C. If a claim under Section A or B of this Article TENTH is not paid in full
by the Corporation within 60 days after a written claim has been received
by the Corporation, except in the case of a claim for an advancement of
expenses, in which case the applicable period shall be 20 days, the
indemnitee may at any time thereafter bring suit against the Corporation
to recover the unpaid amount of the claim. If successful in whole or in
part in any such suit, or in a suit brought by the Corporation to recover
an advancement of expenses pursuant to the terms of an undertaking, the
indemnitee shall be entitled to be paid also the expenses of prosecuting
or defending such suit.
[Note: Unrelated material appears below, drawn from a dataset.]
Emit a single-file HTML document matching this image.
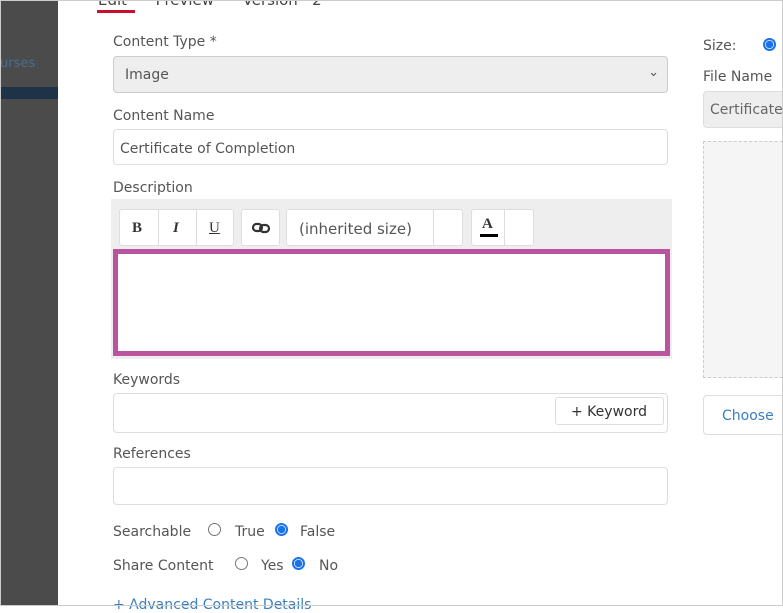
<!DOCTYPE html>
<html><head><style>
*{box-sizing:border-box;margin:0;padding:0}
body{width:783px;height:606px;overflow:hidden;background:#fff;font-family:"DejaVu Sans","Liberation Sans",sans-serif;color:#555;position:relative;font-size:14px}
.a{position:absolute}
.lbl{font-size:14px;color:#555}
.inp{border:1px solid #ddd;border-radius:4px;background:#fff}
.radio{width:13px;height:13px;border:1px solid #777;border-radius:50%;display:inline-block}
.radio.on{border:2px solid #1a73e8;background:radial-gradient(circle,#1a73e8 0 3.5px,#fff 4px)}
</style></head><body>
<div class="a" style="left:0;top:0;width:783px;height:606px;border:1px solid #ccc;z-index:5;pointer-events:none"></div>
<div class="a" style="left:0;top:0;width:58px;height:606px;background:#4b4b4b"></div>
<div class="a" style="left:0;top:56px;color:#4a6d8c;font-size:13px">urses</div>
<div class="a" style="left:0;top:87px;width:58px;height:12px;background:#1f3348"></div>
<div class="a" style="left:98px;top:-9px;font-size:15px;color:#444">Edit&nbsp;&nbsp;&nbsp;&nbsp;&nbsp;&nbsp;Preview&nbsp;&nbsp;&nbsp;&nbsp;&nbsp;&nbsp;Version&nbsp;&nbsp;&nbsp;2</div>
<div class="a" style="left:97px;top:10px;width:38px;height:3px;background:#c8102e"></div>

<div class="a lbl" style="left:113px;top:34px">Content Type *</div>
<div class="a" style="left:113px;top:56px;width:555px;height:37px;background:#eee;border:1px solid #ccc;border-radius:4px;padding:10px 11px">Image<span style="position:absolute;right:8px;top:8px;font-size:13px">&#8964;</span></div>
<div class="a lbl" style="left:113px;top:108px">Content Name</div>
<div class="a inp" style="left:113px;top:129px;width:555px;height:36px;padding:11px 6px;font-size:14px">Certificate of Completion</div>
<div class="a lbl" style="left:113px;top:180px">Description</div>
<div class="a" style="left:111px;top:199px;width:561px;height:160px;background:#eee"></div>
<div class="a" style="left:119px;top:209px;width:115px;height:37px;background:#fff;border:1px solid #ddd;border-radius:3px;font-family:'Liberation Serif',serif;font-size:15px;color:#333">
<span class="a" style="left:12px;top:10px;font-weight:bold">B</span>
<span class="a" style="left:38px;top:0;width:1px;height:35px;background:#ddd"></span>
<span class="a" style="left:53px;top:10px;font-style:italic;font-weight:bold">I</span>
<span class="a" style="left:76px;top:0;width:1px;height:35px;background:#ddd"></span>
<span class="a" style="left:89px;top:10px;text-decoration:underline">U</span></div>
<div class="a" style="left:241px;top:209px;width:39px;height:37px;background:#fff;border:1px solid #ddd;border-radius:3px">
<svg class="a" style="left:9px;top:12px" width="20" height="12" viewBox="0 0 20 12"><rect x="2" y="2" width="9" height="7" rx="3.5" fill="none" stroke="#333" stroke-width="2.2"/><rect x="9" y="3" width="9" height="7" rx="3.5" fill="none" stroke="#333" stroke-width="2.2"/></svg></div>
<div class="a" style="left:286px;top:209px;width:177px;height:37px;background:#fff;border:1px solid #ddd;border-radius:3px;padding:10px 12px;font-size:15px">(inherited size)<span class="a" style="left:146px;top:0;width:1px;height:35px;background:#ddd"></span></div>
<div class="a" style="left:471px;top:209px;width:63px;height:37px;background:#fff;border:1px solid #ddd;border-radius:3px">
<span class="a" style="left:10px;top:6px;font-family:'Liberation Serif',serif;font-weight:bold;color:#333;font-size:15px">A</span>
<span class="a" style="left:8px;top:24px;width:18px;height:3px;background:#000"></span>
<span class="a" style="left:32px;top:0;width:1px;height:35px;background:#ddd"></span></div>
<div class="a" style="left:113px;top:249px;width:557px;height:107px;border:5px solid #bb549f;background:#fff"></div>

<div class="a lbl" style="left:113px;top:372px">Keywords</div>
<div class="a inp" style="left:113px;top:393px;width:555px;height:40px"></div>
<div class="a" style="left:555px;top:397px;width:109px;height:28px;border:1px solid #ddd;border-radius:3px;background:#fff;color:#333;padding:6px 0 0 15px;font-size:14px">+ Keyword</div>
<div class="a lbl" style="left:113px;top:446px">References</div>
<div class="a inp" style="left:113px;top:467px;width:555px;height:38px"></div>
<div class="a lbl" style="left:113px;top:524px">Searchable</div>
<span class="a radio" style="left:208px;top:523px"></span>
<div class="a lbl" style="left:235px;top:524px">True</div>
<span class="a radio on" style="left:275px;top:523px"></span>
<div class="a lbl" style="left:300px;top:524px">False</div>
<div class="a lbl" style="left:113px;top:558px">Share Content</div>
<span class="a radio" style="left:235px;top:557px"></span>
<div class="a lbl" style="left:261px;top:558px">Yes</div>
<span class="a radio on" style="left:292px;top:557px"></span>
<div class="a lbl" style="left:319px;top:558px">No</div>
<div class="a" style="left:113px;top:597px;color:#3a7ec0;font-size:14px">+ Advanced Content Details</div>

<div class="a lbl" style="left:703px;top:38px">Size:</div>
<span class="a radio on" style="left:763px;top:38px"></span>
<div class="a lbl" style="left:703px;top:69px">File Name</div>
<div class="a" style="left:703px;top:91px;width:90px;height:37px;background:#eee;border:1px solid #ddd;border-radius:4px;padding:10px 6px;color:#666">Certificate</div>
<div class="a" style="left:703px;top:141px;width:90px;height:237px;border:1px dashed #ccc;background:#f5f5f5"></div>
<div class="a" style="left:703px;top:395px;width:90px;height:40px;border:1px solid #ddd;border-radius:4px;padding:12px 18px;color:#3a7ec0">Choose</div>
</body></html>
In (i) any suit brought by the indemnitee to
enforce a right to indemnification hereunder (but not in a suit brought by
the indemnitee to enforce a right to an advancement of expenses) it shall
be a defense that, and (ii) in any suit by the Corporation to recover an
advancement of expenses pursuant to the terms of an undertaking the
Corporation shall be entitled to recover such expenses upon a final
adjudication that, the indemnitee has not met any applicable standard for
indemnification set forth in the Delaware General Corporation Law. Neither
the failure of the Corporation (including its Board of Directors,
independent legal counsel, or its stockholders) to have made a
determination prior to the commencement of such suit that indemnification
of the indemnitee is proper in the circumstances because the indemnitee
has met the applicable standard of conduct set forth in the Delaware
General Corporation Law, nor an actual determination by the Corporation
(including its Board of Directors, independent legal counsel, or its
stockholders) that the indemnitee has not met such applicable standard of
conduct, shall create a presumption that the indemnitee has not met the
applicable standard of conduct or, in the case of such a suit brought by
the indemnitee, be a defense to such suit. In any suit brought by the
indemnitee to enforce a right to indemnification or to an advancement of
expenses hereunder, or by the Corporation to recover an advancement of
expenses pursuant to the terms of an undertaking, the burden of proving
that the indemnitee is not entitled to be indemnified, or to such
advancement of expenses, under this Article TENTH or otherwise shall be on
the Corporation.
D. The rights to indemnification and to the advancement of expenses conferred
in this Article TENTH shall not be exclusive of any other right which any
person may have or hereafter acquire under any statute, the Corporation's
Certificate of Incorporation, Bylaws, agreement, vote of stockholders or
Disinterested Directors or otherwise.
E. The Corporation may maintain insurance, at its expense, to protect itself
and any Director, Officer, employee or agent of the Corporation or
subsidiary or Affiliate or another corporation, partnership, joint
venture, trust or other enterprise against any expense, liability or loss,
whether or not the Corporation would have the power to indemnify such
person against such expense, liability or loss under the Delaware General
Corporation Law.
F. The Corporation may, to the extent authorized from time to time by a
majority vote of the Directors who are not parties to such proceeding,
even though less than a quorum, grant rights to indemnification and to the
advancement of expenses to any employee or agent of the Corporation to the
fullest extent of the provisions of this Article TENTH with respect to the
indemnification and advancement of expenses of Directors and Officers of
the Corporation.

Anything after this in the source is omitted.